Martin's take (and it is glowing)
George R.R. Martin has been unusually effusive about this adaptation. He has called Dunk and Egg his favorites and said the show sticks close to what he wrote, even down to how the leads look and behave.
"I have seen all six episodes now (the last two in rough cuts, admittedly), and I loved them."

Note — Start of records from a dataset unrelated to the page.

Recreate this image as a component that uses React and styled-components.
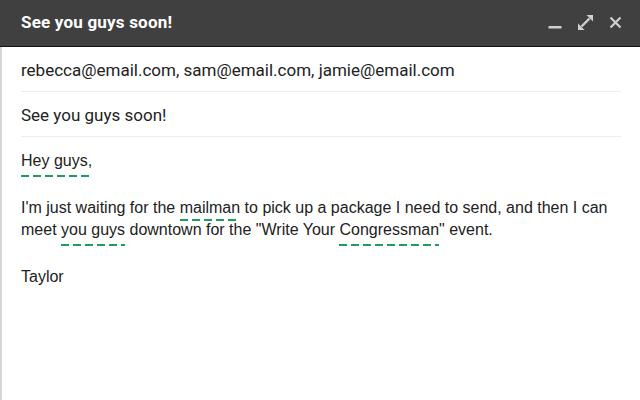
import styled, { createGlobalStyle } from 'styled-components';

const GlobalStyle = createGlobalStyle`
  html, body {
    margin: 0;
    padding: 0;
    background: #ffffff;
  }
  #root {
    width: 640px;
    height: 400px;
    overflow: hidden;
  }
`;

const Window = styled.div`
  display: flex;
  flex-direction: column;
  width: 640px;
  height: 400px;
  box-sizing: border-box;
`;

const TitleBar = styled.div`
  display: flex;
  align-items: center;
  justify-content: space-between;
  box-sizing: border-box;
  height: 47px;
  padding: 0 18px 2px 21px;
  background: #404040;
  border-bottom: 1px solid #141414;
`;

const TitleText = styled.div`
  font-family: Roboto, 'Liberation Sans', sans-serif;
  font-weight: 700;
  font-size: 17px;
  color: #ffffff;
  letter-spacing: 0.2px;
`;

const Controls = styled.div`
  display: flex;
  align-items: center;
  gap: 16px;
  color: #cfcfcf;
  svg {
    display: block;
  }
`;

const Body = styled.div`
  flex: 1;
  display: flex;
  flex-direction: column;
  border-left: 2px solid #d6d6d6;
`;

const Field = styled.div`
  display: flex;
  align-items: center;
  height: 43px;
  padding-top: 1px;
  margin: 0 19px 0 19px;
  border-bottom: 1px solid #ececec;
  font-family: Roboto, 'Liberation Sans', sans-serif;
  font-size: 17px;
  color: #222222;
`;

const Message = styled.div`
  padding: 13px 19px 0 19px;
  font-family: 'Liberation Sans', Arial, sans-serif;
  font-size: 16px;
  line-height: 22px;
  color: #222222;
`;

const Para = styled.p`
  margin: 0 0 25px 0;
`;

// dashed green flag under a word, drawn as a background strip
const Flag = styled.span`
  padding-bottom: ${(p) => p.$offset}px;
  background-image: linear-gradient(90deg, #1f9d5c 0 8px, transparent 8px 12px);
  background-size: 12px 2px;
  background-repeat: repeat-x;
  background-position: left bottom;
`;

const Minimize = () => (
  <svg width="14" height="14" viewBox="0 0 14 14">
    <rect x="0.5" y="11" width="13" height="2.5" fill="currentColor" />
  </svg>
);

const Expand = () => (
  <svg width="15" height="15" viewBox="0 0 15 15" fill="currentColor">
    <path d="M3.5 11.5l8-8" stroke="currentColor" strokeWidth="2.4" />
    <path d="M15 0v6.5L8.5 0z" />
    <path d="M0 15V8.5L6.5 15z" />
  </svg>
);

const Close = () => (
  <svg width="13" height="13" viewBox="0 0 13 13">
    <path d="M1.5 1.5l10 10M11.5 1.5l-10 10" stroke="currentColor" strokeWidth="2.2" />
  </svg>
);

const App = () => {
  return (
    <>
      <GlobalStyle />
      <Window>
        <TitleBar>
          <TitleText>See you guys soon!</TitleText>
          <Controls>
            <Minimize />
            <Expand />
            <Close />
          </Controls>
        </TitleBar>
        <Body>
          <Field>rebecca@email.com, sam@email.com, jamie@email.com</Field>
          <Field>See you guys soon!</Field>
          <Message>
            <Para>
              <Flag $offset={8}>Hey guys,</Flag>
            </Para>
            <Para>
              I'm just waiting for the <Flag $offset={5}>mailman</Flag> to pick up a package I
              need to send, and then I can meet <Flag $offset={8}>you guys</Flag> downtown for
              the "Write Your <Flag $offset={8}>Congressman</Flag>" event.
            </Para>
            <Para>Taylor</Para>
          </Message>
        </Body>
      </Window>
    </>
  );
};

export default App;
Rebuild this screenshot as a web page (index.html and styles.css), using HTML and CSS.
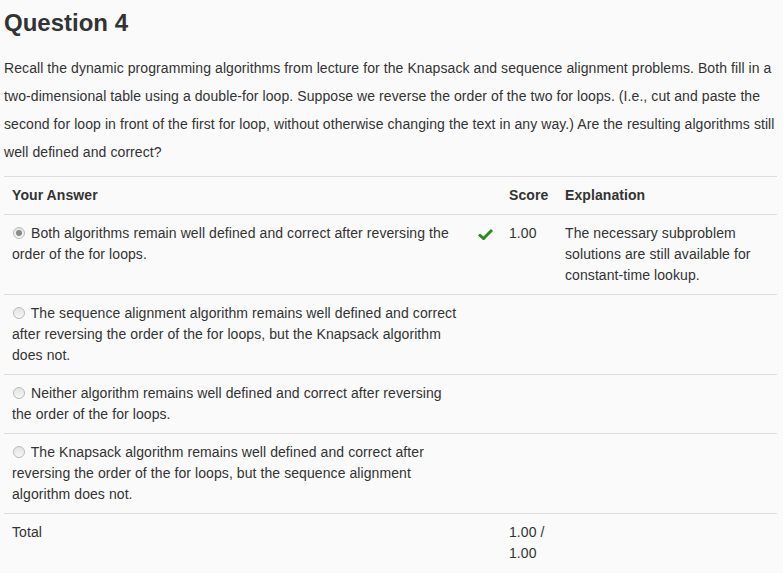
FILE: index.html
```html
<!DOCTYPE html>
<html lang="en">
<head>
    <meta charset="UTF-8">
    <title>Question 4</title>
    <link rel="stylesheet" href="styles.css">
</head>
<body>
    <div class="question">
        <h3 class="title">Question 4</h3>
        <p class="prompt">Recall the dynamic programming algorithms from lecture for the Knapsack and sequence alignment problems. Both fill in a two-dimensional table using a double-for loop. Suppose we reverse the order of the two for loops. (I.e., cut and paste the second for loop in front of the first for loop, without otherwise changing the text in any way.) Are the resulting algorithms still well defined and correct?</p>
        <table class="answers">
            <colgroup>
                <col class="c-answer">
                <col class="c-mark">
                <col class="c-score">
                <col class="c-expl">
            </colgroup>
            <thead>
                <tr>
                    <th>Your Answer</th>
                    <th></th>
                    <th>Score</th>
                    <th>Explanation</th>
                </tr>
            </thead>
            <tbody>
                <tr>
                    <td><span class="radio checked"></span> Both algorithms remain well defined and correct after reversing the order of the for loops.</td>
                    <td class="mark">
                        <svg width="15" height="12" viewBox="0 0 15 12"><path d="M1 6.5 L5.5 10.5 L14 2" fill="none" stroke="#2b8a1f" stroke-width="3"/></svg>
                    </td>
                    <td>1.00</td>
                    <td>The necessary subproblem solutions are still available for constant-time lookup.</td>
                </tr>
                <tr>
                    <td><span class="radio"></span> The sequence alignment algorithm remains well defined and correct after reversing the order of the for loops, but the Knapsack algorithm does not.</td>
                    <td></td>
                    <td></td>
                    <td></td>
                </tr>
                <tr>
                    <td><span class="radio"></span> Neither algorithm remains well defined and correct after reversing the order of the for loops.</td>
                    <td></td>
                    <td></td>
                    <td></td>
                </tr>
                <tr>
                    <td><span class="radio"></span> The Knapsack algorithm remains well defined and correct after reversing the order of the for loops, but the sequence alignment algorithm does not.</td>
                    <td></td>
                    <td></td>
                    <td></td>
                </tr>
            </tbody>
            <tfoot>
                <tr>
                    <td>Total</td>
                    <td></td>
                    <td>1.00 / 1.00</td>
                    <td></td>
                </tr>
            </tfoot>
        </table>
    </div>
</body>
</html>
```

FILE: styles.css
```css
body {
    margin: 0;
    background-color: #fafafa;
    color: #333;
    font-family: "Liberation Sans", Arial, sans-serif;
    font-size: 14px;
    letter-spacing: 0.08px;
}
.question {
    padding: 0 6px 0 4px;
}
.title {
    margin: 0;
    padding-top: 8px;
    font-size: 24px;
    line-height: 30px;
    font-weight: bold;
    letter-spacing: 0;
}
.prompt {
    margin: 16px 0 10px;
    line-height: 28px;
}
.answers {
    width: 100%;
    border-collapse: collapse;
    table-layout: fixed;
}
.c-answer { width: 466px; }
.c-mark   { width: 31px; }
.c-score  { width: 56px; }
.answers th,
.answers td {
    padding: 8px;
    line-height: 21px;
    text-align: left;
    vertical-align: top;
    border-top: 1px solid #ddd;
}
.answers th {
    font-weight: bold;
}
.answers thead th {
    border-bottom: 1px solid #ddd;
}
.mark svg {
    display: block;
    margin-top: 5px;
}
.radio {
    display: inline-block;
    width: 10px;
    height: 10px;
    border: 1px solid #bbb;
    border-radius: 50%;
    background: linear-gradient(#e4e4e4, #f6f6f6);
    vertical-align: -1px;
    margin: 0 2px 0 1px;
    position: relative;
}
.radio.checked::after {
    content: "";
    position: absolute;
    left: 2px;
    top: 2px;
    width: 6px;
    height: 6px;
    border-radius: 50%;
    background: #8a8a8a;
}
```
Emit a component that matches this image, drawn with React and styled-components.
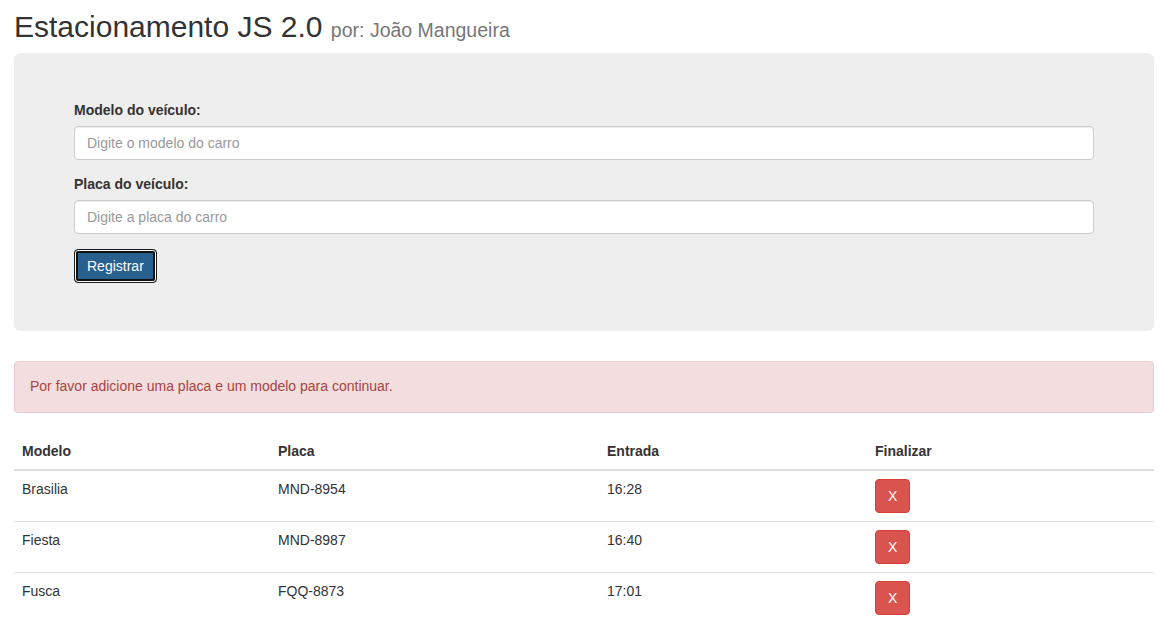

He also told Collider the series is softer and more humorous than people expect from fantasy, and that that is the point.
Road ahead
A follow-up season is already in early development, which says HBO feels good about this one. If you want to read ahead, the Dunk & Egg timeline so far is 'The Hedge Knight' (1998), 'The Sworn Sword' (2003), and 'The Mystery Knight' (2010), with more novellas Martin has titled but not yet published: 'The She-Wolves of Winterfell,' 'The Village Hero,' 'The Sellsword,' 'The Champion,' 'The Kingsguard,' and 'The Lord Commander.'
Bottom line
Shorter episodes, smaller stakes, big heart. If 'Game of Thrones' was the world on fire and 'House of the Dragon' is the fuse, 'A Knight of the Seven Kingdoms' is the quiet, funny, surprisingly warm story happening just off to the side. See you January 18 at 10/9c.